I Thessalonians 2:9-13,17-20
Micah was probably not a popular person. We heard him in the first reading today telling the truth, and the truth does not usually make one popular. He was letting people know that Israel and Judah had not lived up to their vocations as examples of God’s love to the world around them, so they were to be chastened and reformed by being conquered by surrounding empires so that they would learn to trust in God alone, rather than in their military, economic, or diplomatic prowess. The people around him did not want to hear that news. They liked the other prophets, who, for a small fee, would tell them that everything would be ok. There preference for lies over truth doomed them.
We tend to be like those people. We don’t want to hear the truth if it makes us uncomfortable. But if we do not admit the truth, no matter how frightening it is, we are doomed, just like Israel and Judah. We can’t ask God for help when we never admit anything is wrong. Humility can only work in an atmosphere of honesty.
Jesus talks about this subject in our gospel reading this morning.

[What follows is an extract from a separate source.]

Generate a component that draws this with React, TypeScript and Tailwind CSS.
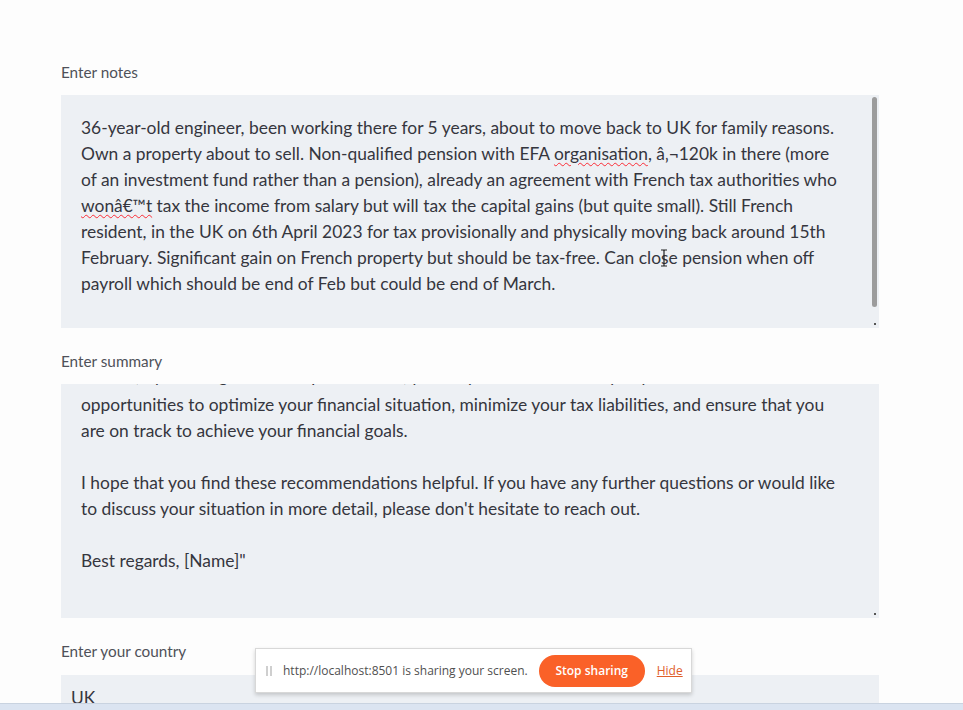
import React from 'react';

const notesLines: React.ReactNode[] = [
  '36-year-old engineer, been working there for 5 years, about to move back to UK for family reasons.',
  <>
    Own a property about to sell. Non-qualified pension with EFA{' '}
    <span className="underline decoration-wavy decoration-red-500 decoration-1 underline-offset-2">organisation</span>, â‚¬120k in there (more
  </>,
  'of an investment fund rather than a pension), already an agreement with French tax authorities who',
  <>
    <span className="underline decoration-wavy decoration-red-500 decoration-1 underline-offset-2">wonâ€™t</span> tax the income from salary but will tax the capital gains (but quite small). Still French
  </>,
  'resident, in the UK on 6th April 2023 for tax provisionally and physically moving back around 15th',
  'February. Significant gain on French property but should be tax-free. Can close pension when off',
  'payroll which should be end of Feb but could be end of March.',
];

const summaryLines = [
  'opportunities to optimize your financial situation, minimize your tax liabilities, and ensure that you',
  'are on track to achieve your financial goals.',
  '',
  'I hope that you find these recommendations helpful. If you have any further questions or would like',
  "to discuss your situation in more detail, please don't hesitate to reach out.",
  '',
  'Best regards, [Name]"',
];

function Label({ children }: { children: React.ReactNode }) {
  return <div className="h-5 text-[15.3px] leading-5 text-[#4f5159]">{children}</div>;
}

function Lines({ lines }: { lines: React.ReactNode[] }) {
  return (
    <>
      {lines.map((l, i) => (
        <div key={i} className="h-[26px] whitespace-nowrap">
          {l}
        </div>
      ))}
    </>
  );
}

export default function App() {
  return (
    <div
      className="relative h-[710px] w-[963px] overflow-hidden bg-[#fdfdfd] text-[#35363e]"
      style={{ fontFamily: 'Lato, "Noto Sans", sans-serif' }}
    >
      <div className="w-[818px] ml-[61px] pt-[62px]">
        {/* Notes */}
        <Label>Enter notes</Label>
        <div className="relative mt-[13px] h-[233px] bg-[#edf0f4] pl-5 pt-5 text-[17.4px] leading-[26px]">
          <Lines lines={notesLines} />
          <div className="absolute right-[2px] top-[2px] h-[210px] w-[5px] rounded-full bg-[#9c9c9c]" />
          <div className="absolute right-[3px] bottom-[3px] h-[2px] w-[2px] bg-[#555]" />
          {/* text cursor */}
          <svg className="absolute left-[599px] top-[154px]" width="8" height="18" viewBox="0 0 8 18">
            <path d="M1 1h2.5l.5.6.5-.6H7M4 1.6v14.8M1 17h2.5l.5-.6.5.6H7" fill="none" stroke="#222" strokeWidth="1.2" />
          </svg>
        </div>

        {/* Summary */}
        <div className="mt-[23px]">
          <Label>Enter summary</Label>
        </div>
        <div className="relative mt-[13px] h-[234px] overflow-hidden bg-[#edf0f4] pl-5 text-[17.4px] leading-[26px]">
          <div className="-mt-[21px] h-[26px] whitespace-nowrap">
            Overall, by working with a tax professional, you may be able to identify any
          </div>
          <div className="mt-[3px]">
            <Lines lines={summaryLines} />
          </div>
          <div className="absolute right-[3px] bottom-[3px] h-[2px] w-[2px] bg-[#555]" />
        </div>

        {/* Country */}
        <div className="mt-[23px]">
          <Label>Enter your country</Label>
        </div>
        <div className="mt-[14px] h-[40px] bg-[#edf0f4] pl-[10px] pt-[10px] text-[17.4px] leading-[26px]">UK</div>
      </div>

      {/* Screen sharing bar */}
      <div
        className="absolute left-[255px] top-[648px] flex h-[45px] w-[437px] items-center border border-[#d8d8d8] bg-white shadow-[0_2px_4px_rgba(0,0,0,0.18)]"
        style={{ fontFamily: '"Open Sans", "Liberation Sans", sans-serif' }}
      >
        <div className="ml-[10px] flex gap-[2px]">
          <div className="h-[10px] w-[2px] bg-[#cfcfcf]" />
          <div className="h-[10px] w-[2px] bg-[#cfcfcf]" />
        </div>
        <span className="ml-[11px] text-[12px] text-[#505050]">http://localhost:8501 is sharing your screen.</span>
        <button className="ml-[11px] h-[32px] w-[106px] rounded-full bg-[#fa6128] text-[12px] font-semibold text-white">
          Stop sharing
        </button>
        <span className="ml-[12px] text-[12px] text-[#e0602c] underline">Hide</span>
      </div>

      {/* Taskbar strip */}
      <div className="absolute bottom-0 left-0 h-[7px] w-full border-t border-[#c9d3e0] bg-[#dbe4f1]" />
    </div>
  );
}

The scribes and Pharisees should have been leaders of the people, but they had stretched the proportions of that leadership to the point where they expected admiration from others whom they considered to be less worthy than them.
The scribes and Pharisees in Jesus’s story needed humility, not because they were worse than the people around them, but because they were just as good as everyone else. They were loved just as much by God as the people around them were. They did good things as well as bad things, just as much as the people around them did. Because they did not want to admit that they were just like everyone else, they were doomed, because that was the truth, and just like the people in Micah’s day, when we don’t face the truth, we are doomed.
The truth is: we are all wonderful, beautiful children of God, and so is every one else. We are no better or worse than anyone else. We are all equally worthy of the love of God and the people around us. Anytime we act otherwise, we doom ourselves to life in the hell of our own lies. Admitting the truth of our infinite worth as God’s children is just as important as admitting the truth of our failure to live up to that vocation. Only when we admit both can we ask God to forgive us for failing in our task to be God’s image. Only when we admit those same truths about the people around us can we live with them in peace.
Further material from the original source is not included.